Monday, February 21, 2011

What I Wish I knew When I Started

The title says it all, right?

I remember sitting down for the very first time to write a novel--this wasn't technically my "first novel" either--well, it was my first. But it was also going to be my only novel! (I'm currently writing my ninth or tenth, maybe even eleventh. I've written enough that I've lost count.)

Anyhow, I was in my mid-twenties, had one small child, was a stay-at-home mom, had no writing experience other than the little bit I'd learned in high school and a year of college. It had been a long time since I'd written anything! I was an infant in the writing world.

I couldn't even type without watching my fingers!

So, I sat down in a dark, cold basement, at my computer desk, and stared at the screen, wondering how in the world to put the images I saw in my head down onto paper. What I wish I knew back then? The first thing I wish I knew is:

LESS IS MORE (especially in YA).

I'd write eight paragraphs about what my character was wearing. Or a page on how the fog looked pooled below frost-covered pines. Instead of writing a story, I wrote a lot of description. And pretty crappy description!

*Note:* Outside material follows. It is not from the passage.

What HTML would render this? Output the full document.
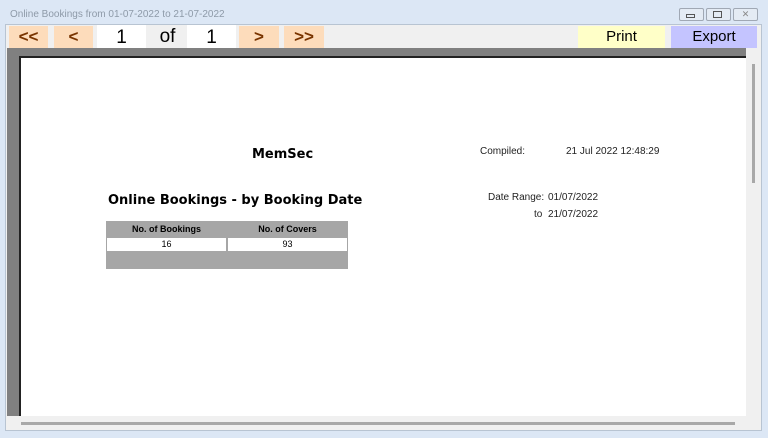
<!DOCTYPE html>
<html><head><style>
*{margin:0;padding:0;box-sizing:border-box}
body{width:768px;height:438px;background:#dce7f5;position:relative;overflow:hidden;font-family:"Liberation Sans",sans-serif}
.a{position:absolute}
.btn{position:absolute;top:26px;height:22px;background:#fddcbb;color:#7a3500;font-size:17px;text-align:center;line-height:22px;font-weight:bold}
.num{position:absolute;top:25px;height:24px;background:#fff;font-size:19px;text-align:center;line-height:26px}
.s{font-size:10px;color:#222}
</style></head><body>
<div class="a" style="left:10px;top:9px;font-size:10px;color:#8e9aa8">Online Bookings from 01-07-2022 to 21-07-2022</div>
<div class="a" style="left:679px;top:8px;width:25px;height:13px;border:1px solid #a0a8b4;border-radius:2px;background:#e4ebf4"></div>
<div class="a" style="left:686px;top:14px;width:9px;height:4px;border:1px solid #555"></div>
<div class="a" style="left:706px;top:8px;width:25px;height:13px;border:1px solid #a0a8b4;border-radius:2px;background:#e4ebf4"></div>
<div class="a" style="left:713px;top:11px;width:9px;height:7px;border:1px solid #555"></div>
<div class="a" style="left:733px;top:8px;width:25px;height:13px;border:1px solid #a0a8b4;border-radius:2px;background:#e4ebf4;font-size:9px;text-align:center;line-height:11px;color:#888">✕</div>
<div class="a" style="left:5px;top:24px;width:757px;height:407px;background:#f0f0f0;border:1px solid #b8c4d2"></div>
<div class="btn" style="left:9px;width:39px">&lt;&lt;</div>
<div class="btn" style="left:54px;width:39px">&lt;</div>
<div class="num" style="left:97px;width:49px">1</div>
<div class="a" style="left:150px;top:25px;width:35px;font-size:19px;line-height:24px;text-align:center">of</div>
<div class="num" style="left:187px;width:49px">1</div>
<div class="btn" style="left:239px;width:40px">&gt;</div>
<div class="btn" style="left:284px;width:40px">&gt;&gt;</div>
<div class="a" style="left:578px;top:26px;width:87px;height:22px;background:#ffffc8;font-size:15px;text-align:center;line-height:22px">Print</div>
<div class="a" style="left:671px;top:26px;width:86px;height:22px;background:#c4c4ff;font-size:15px;text-align:center;line-height:22px">Export</div>
<div class="a" style="left:7px;top:48px;width:739px;height:368px;background:#808080"></div>
<div class="a" style="left:19px;top:56px;width:727px;height:360px;background:#fff;border-top:2px solid #222;border-left:2px solid #222"></div>
<div class="a" style="left:746px;top:48px;width:15px;height:368px;background:#f0f0f0"></div>
<div class="a" style="left:752px;top:64px;width:3px;height:119px;background:#a8a8a8"></div>
<div class="a" style="left:21px;top:422px;width:714px;height:3px;background:#a8a8a8"></div>
<div class="a" style="left:252px;top:147px;font-size:13px;font-weight:bold;font-family:'DejaVu Sans',sans-serif">MemSec</div>
<div class="a" style="left:108px;top:193px;font-size:13px;font-weight:bold;font-family:'DejaVu Sans',sans-serif">Online Bookings - by Booking Date</div>
<div class="a s" style="left:480px;top:146px">Compiled:</div>
<div class="a s" style="left:566px;top:146px">21 Jul 2022 12:48:29</div>
<div class="a s" style="left:488px;top:192px">Date Range:</div>
<div class="a s" style="left:548px;top:192px">01/07/2022</div>
<div class="a s" style="left:534px;top:209px">to</div>
<div class="a s" style="left:548px;top:209px">21/07/2022</div>
<div class="a" style="left:106px;top:221px;width:242px;height:48px;background:#a6a6a6"></div>
<div class="a" style="left:106px;top:224px;width:121px;font-size:9px;font-weight:bold;text-align:center">No. of Bookings</div>
<div class="a" style="left:227px;top:224px;width:121px;font-size:9px;font-weight:bold;text-align:center">No. of Covers</div>
<div class="a" style="left:107px;top:238px;width:119px;height:13px;background:#fff;font-size:9px;text-align:center;line-height:13px">16</div>
<div class="a" style="left:228px;top:238px;width:119px;height:13px;background:#fff;font-size:9px;text-align:center;line-height:13px">93</div>
</body></html>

More to come on this subject--there's a lot I wish I knew back then!

And come back tomorrow because I'm helping a fellow Bookanista, Gretchen McNeil, with her mind-blowing cover reveal!

17 comments:

Karen Akins said...

I'm curious about your first 7, 8, 9, however many novels. Did you revise them to the point that you thought they were queryable? In other words, did you think each one was a winner? And then when you reached the winner, did you *know*?

Mary Lindsey said...

Ah. A greater writing truth never existed.

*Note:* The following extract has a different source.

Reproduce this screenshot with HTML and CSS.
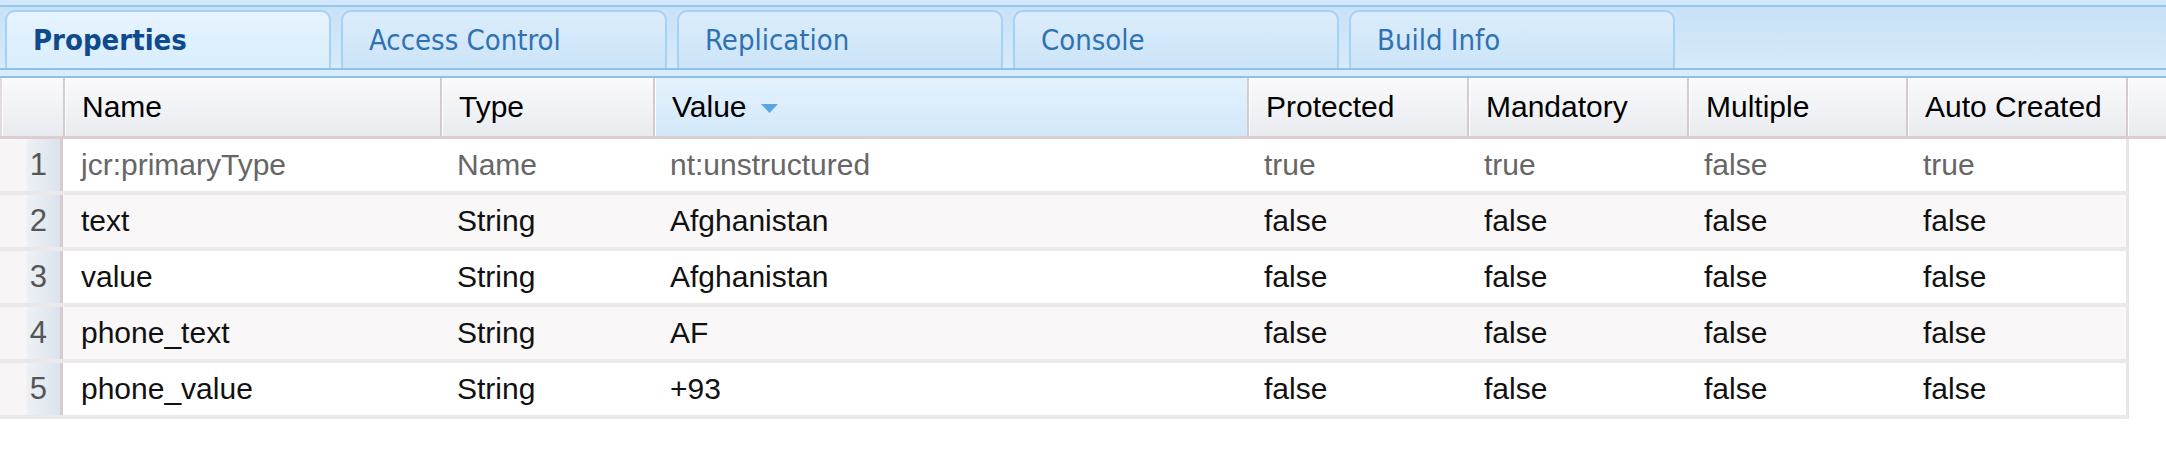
FILE: index.html
```html
<!DOCTYPE html>
<html>
<head>
<meta charset="utf-8">
<link rel="stylesheet" href="styles.css">
</head>
<body>
<div class="topline"></div>
<div class="tabstrip">
  <div class="tab active">Properties</div>
  <div class="tab">Access Control</div>
  <div class="tab">Replication</div>
  <div class="tab">Console</div>
  <div class="tab">Build Info</div>
</div>
<div class="band"></div>
<div class="grid">
  <div class="hrow">
    <div class="hc num"></div>
    <div class="hc">Name</div>
    <div class="hc">Type</div>
    <div class="hc sorted">Value<svg class="arrow" width="17" height="9" viewBox="0 0 17 9"><polygon points="0,0 17,0 8.5,9" fill="#5aa6e4"/></svg></div>
    <div class="hc">Protected</div>
    <div class="hc">Mandatory</div>
    <div class="hc">Multiple</div>
    <div class="hc">Auto Created</div>
    <div class="hc filler"></div>
  </div>
  <div class="row dim">
    <div class="c num">1</div><div class="c">jcr:primaryType</div><div class="c">Name</div><div class="c">nt:unstructured</div><div class="c">true</div><div class="c">true</div><div class="c">false</div><div class="c">true</div>
  </div>
  <div class="row alt">
    <div class="c num">2</div><div class="c">text</div><div class="c">String</div><div class="c">Afghanistan</div><div class="c">false</div><div class="c">false</div><div class="c">false</div><div class="c">false</div>
  </div>
  <div class="row">
    <div class="c num">3</div><div class="c">value</div><div class="c">String</div><div class="c">Afghanistan</div><div class="c">false</div><div class="c">false</div><div class="c">false</div><div class="c">false</div>
  </div>
  <div class="row alt">
    <div class="c num">4</div><div class="c">phone_text</div><div class="c">String</div><div class="c">AF</div><div class="c">false</div><div class="c">false</div><div class="c">false</div><div class="c">false</div>
  </div>
  <div class="row">
    <div class="c num">5</div><div class="c">phone_value</div><div class="c">String</div><div class="c">+93</div><div class="c">false</div><div class="c">false</div><div class="c">false</div><div class="c">false</div>
  </div>
</div>
</body>
</html>
```
FILE: styles.css
```css
html, body {
  margin: 0;
  padding: 0;
  background: #ffffff;
}
body {
  width: 2166px;
  font-family: "Liberation Sans", Arial, sans-serif;
  font-size: 30px;
  color: #111;
}
.topline {
  height: 5px;
  background: #d2e7f9;
  border-bottom: 2px solid #98c7ec;
}
.tabstrip {
  display: flex;
  gap: 10px;
  height: 58px;
  padding: 3px 0 0 5px;
  background: linear-gradient(#c7e1f7, #d6ebfb);
  border-bottom: 2px solid #8ec1ea;
}
.tab {
  box-sizing: border-box;
  width: 326px;
  height: 58px;
  display: flex;
  align-items: center;
  padding: 0 0 0 26px;
  border: 2px solid #a8d0f0;
  border-bottom: none;
  border-radius: 10px 10px 0 0;
  background: linear-gradient(#dbedfc, #cce4f8);
  font-family: "DejaVu Sans Condensed", "DejaVu Sans", sans-serif;
  font-stretch: condensed;
  font-size: 29px;
  color: #2f72b3;
}
.tab.active {
  background: linear-gradient(#e6f4fe, #d9edfc);
  font-weight: bold;
  color: #0e4a8c;
}
.band {
  height: 6px;
  background: #d8ecfb;
  border-bottom: 2px solid #8ec1ea;
}
.grid {
  --cols: 63px 377px 213px 594px 220px 220px 219px 220px;
}
.hrow {
  display: grid;
  grid-template-columns: var(--cols) 1fr;
  height: 58px;
  background: linear-gradient(#fafafb, #e9ebf0);
  border-bottom: 3px solid #dccdd1;
}
.hc {
  display: flex;
  align-items: center;
  padding-left: 17px;
  color: #000;
  border-left: 2px solid #d4cbce;
  box-shadow: inset 1px 0 0 #ffffff;
}
.hc.num {
  border-left: 2px solid #e2dcde;
  padding: 0;
}
.hc.sorted {
  background: linear-gradient(#e4f2fd, #d2e8fa);
}
.arrow {
  margin-left: 14px;
  margin-top: 3px;
}
.row {
  display: grid;
  grid-template-columns: var(--cols);
  width: 2126px;
  height: 52px;
  border-bottom: 4px solid #ece8ea;
  border-right: 3px solid #ebe4e7;
  background: #ffffff;
}
.row.alt {
  background: #f9f7f8;
}
.c {
  display: flex;
  align-items: center;
  padding-left: 17px;
  white-space: nowrap;
}
.row .c:nth-child(2) {
  padding-left: 18px;
}
.c.num {
  justify-content: flex-end;
  padding: 0 13px 0 0;
  font-size: 31px;
  color: #555;
  background: linear-gradient(to right, #f7f5f6 0, #f7f5f6 26px, #edf1f6 27px, #dce3ec 60px);
  border-right: 3px solid #d8cbcf;
}
.row.dim .c {
  color: #666;
}
.row.dim .c.num {
  color: #555;
}
```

So excited to see Gretchen's cover!

Stephanie McGee said...

LOL. I had the same problem with the first try at my first novel. (It took me 8 years to get the thing finished. I got stuck in an editing mode where I revised what I'd written but added nothing new to the story to get myself closer to finishing.) In the end, I sat down and just wrote the story from the start with fresh words. I covered the same information in about 1/3 of the wordage as I'd had before.

Angie said...

That's good advice. I know I was equally clueless when I started out.

Laura Pauling said...

there are many things I wish I understood starting out but sometimes it just takes time to grasp the concepts.

L.T. Elliot said...

I think that's one thing we all get wrong when we start out. But you don't know what you don't know until you do. *hugs*

Angela Felsted said...

Sometimes you just have to give yourself permission to suck. We all do it, right? How great that you've come so far and now know so much.

Jenn Johansson said...

So, so true. I tended to do the opposite and describe nothing. Everything occurred in a white room and everyone was naked...

Now that I think about it, that kind of writing belongs in a completely different genre. :)

lotusgirl said...

The whole less is more thing is one of my favorite things about YA lit.

Jemi Fraser said...

I wish I'd known that about description too. My first 'real' attempt to write a novel included entire pages that needed to be deleted :)

Michelle McLean said...

lol oh ditto on that. I had my character walking into her house and spent 4 PAGES describing in minute detail every inch of the house :D

Bethany Wiggins said...

I am so glad I'm not the only one who started out this way! I've learned that the delete button is my friend.

Caleb said...

I 'wrote' my first 'novel' when I was 16. It was all downhill from there.

Medeia Sharif said...

I also remember my paragraphs and pages of description when I should have cut to action.

Stina Lindenblatt said...

I wish I had known that I was telling when I thought I was showing. And that historical romances for twenty years ago weren't the best examples to follow in terms of writing. ;)

Julia's Child said...

Truer words = never spoken.
Sarah P.

lbdiamond said...

Less is more--excellent point & so true!!!